In retrospect, one might wonder whether this sort of relentless "Americanization" was an entirely good thing for the American Jewish community. But the era of "strong, unselfconscious, self-confident" Americanization is, in any case, long gone. In the cultural upheavals of the 1960s, public schools were attacked for promoting a false view of America, in the interests of an oppressive white elite. And schools were quick to adapt to new views. Glazer emphasizes the continuing gap between racial minorities and other Americans as a principal factor in fueling demands for "multiculturalist" approaches. Despite his own concerns about fragmentation and social division, Glazer has emphasized the "inescapability" of the new approach in public education. In fact, In We Are All Multiculturalists Now he acknowledges that "the victory of multiculturalism in the public schools of America" has been "complete."

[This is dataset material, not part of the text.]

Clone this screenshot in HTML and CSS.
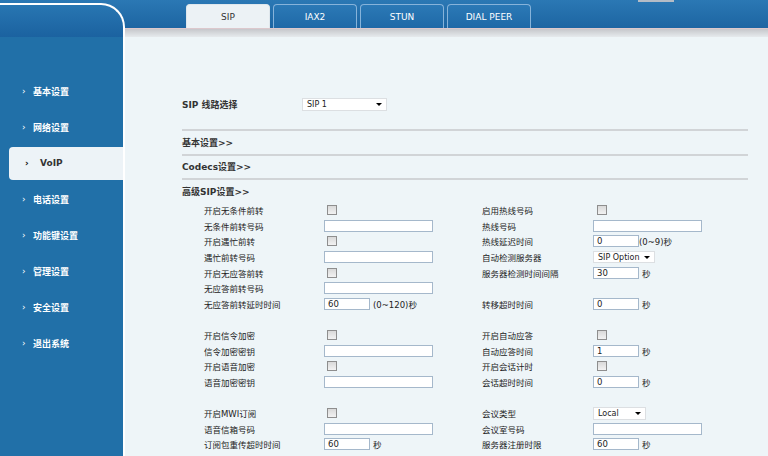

Since this ideology of public schools is already promoting limitless lifestyle options and respect for all differences, it is hard to refute demands for greater choice by reviving 19th-century slogans about promoting a common culture.

Jewish parents who support public education for their children will still find many excellent, conventional suburban schools. But the question is whether the Jewish community has a stake in "protecting" public education by blocking government vouchers to private and religious alternatives. How much deference should be given to the vision of a common school, when school authorities around the country are now licensing more and more diverse school options? Can it really be in the Jewish interest to see that every sort of diversity has its claim on public support—except religious diversity?